PHUKET, Thailand -- Investigators searched the twisted and charred wreckage of a passenger flight late Sunday for clues why it crashed in stormy weather on the resort island of Phuket, killing at least 91 people, including 55 foreign tourists.
Searchers found the plane's two flight data recorders, or black boxes, but authorities said it was too early to say what caused Sunday's crash. Transport Minister Theera Haocharoen said the black boxes would be sent to the United States for analysis.
"Hopefully, we will learn in a few weeks the cause of accident," he said.
Officials have said weather was likely a factor. The budget One-Two-Go Airlines flight was carrying 123 passengers and seven crew members from the capital Bangkok to Phuket when it skidded off the runway in driving wind and rain. It then ran through a low retaining wall and split in two.
Survivors described their escape amid chaos, smoke and fire.
"As soon as we hit, everything went dark and everything fell," said Mildred Furlong, 23, a waitress from British Columbia, Canada. The plane started filling with smoke and fires broke out, she said. A passenger in front of her caught fire, while one in the back kicked out a plane window.
Dalad Tantiprasongchai, daughter of the Orient-Thai Airlines chairman which owns One-Two-Go, said 55 foreigners and 36 Thais were among the dead. She could not provide a detailed list of nationalities, other than to say they came from as many as 10 countries.
The deputy governor of Phuket province, Worapot Ratthaseema, said Sunday that some of the victims were from France, Germany, Israel, Australia and Britain.
About 60 bodies were retrieved quickly, but it took hours to get the other bodies out. Parts of the twisted plane lay smoking at the side of the runway, while officials wearing masks carried bodies wrapped in white sheets to an airport storage building.
Survivors said the plane landed hard and was out of control.
"Our plane was landing, you can tell it was in trouble, because it kind of landed then came up again the second time," said John Gerard O'Donnell of Ireland, speaking from his hospital bed.
"I came out on the wing of the plane ... the exit door, it was kind of crushed and I had to squeeze through. And saw my friend, he was outside. He just got out before me. And next thing, it really caught fire, then I just got badly burned, my face, my legs, my arms," he said.
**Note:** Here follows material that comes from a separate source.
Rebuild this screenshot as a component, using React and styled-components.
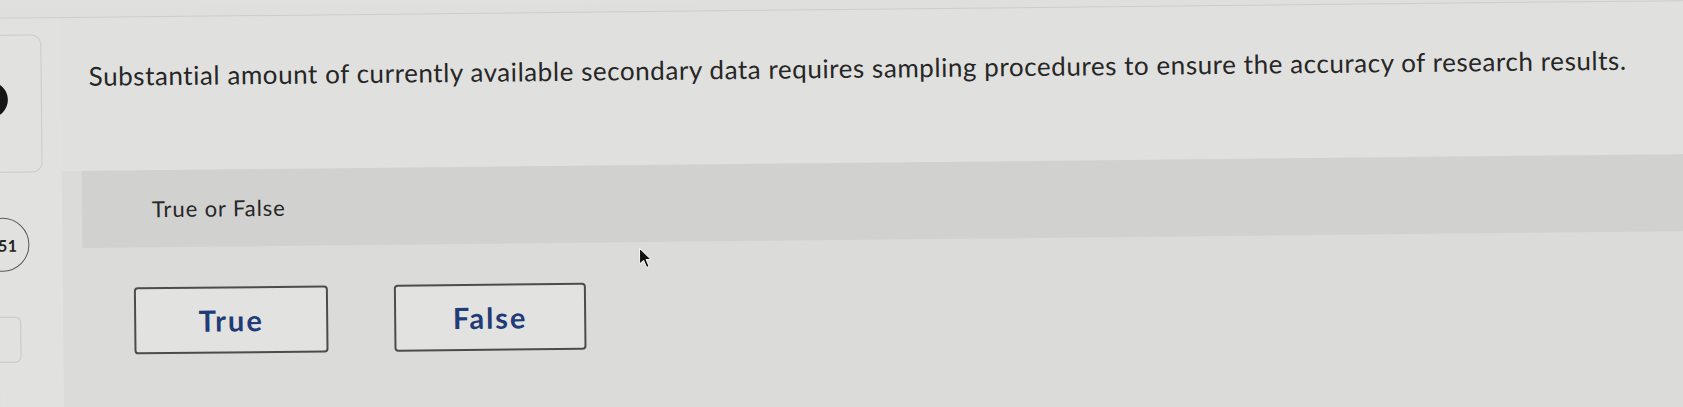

Parinwit Chusaeng, who was slightly burned, said some passengers were engulfed in flames.
"I stepped over them on the way out of the plane," Parinwit told The Nation TV channel. "I was afraid that the airplane was going to explode, so I ran away."
Piyanooch Ananpakdee, a coordinator at Bangkok Phuket Hospital, said some survivors told her that passengers stepped on each other as they fled the smoke-filled plane.
She said there were five people in critical condition at her hospital, including a British woman with burns over 60 percent of her body and another person with broken ribs. Many of the injured also had broken legs and similar injuries from jumping from the aircraft, she said.
Dr. Charnsilp Wacharajira said some of the victims were killed by traumatic injuries to the head, not burns from the fire, indicating they died from the impact of the crash.
Many of the passengers had been planning to vacation at Phuket, a popular beach resort that was among the areas hit hardest by the 2004 Indian Ocean tsunami, which killed more than 8,000 people on the island.
The accident was likely to raise new questions about the safety of budget airlines in Southeast Asia, which have experienced rapid growth in recent years and often scramble to find qualified pilots. None of Thailand's budget airlines had previously suffered a major accident, but there have been several deadly crashes in Indonesia.
Many budget airlines use older planes that have been leased or purchased after years of use by other airlines. According to Thai and U.S. aviation registration data, the plane that crashed in Phuket was manufactured and put into use in 1983, and began flying in Thailand in March this year.
One-Two-Go Airlines began operations in December 2003 and is the domestic subsidiary of Orient-Thai Airlines, a regional charter carrier based in Thailand.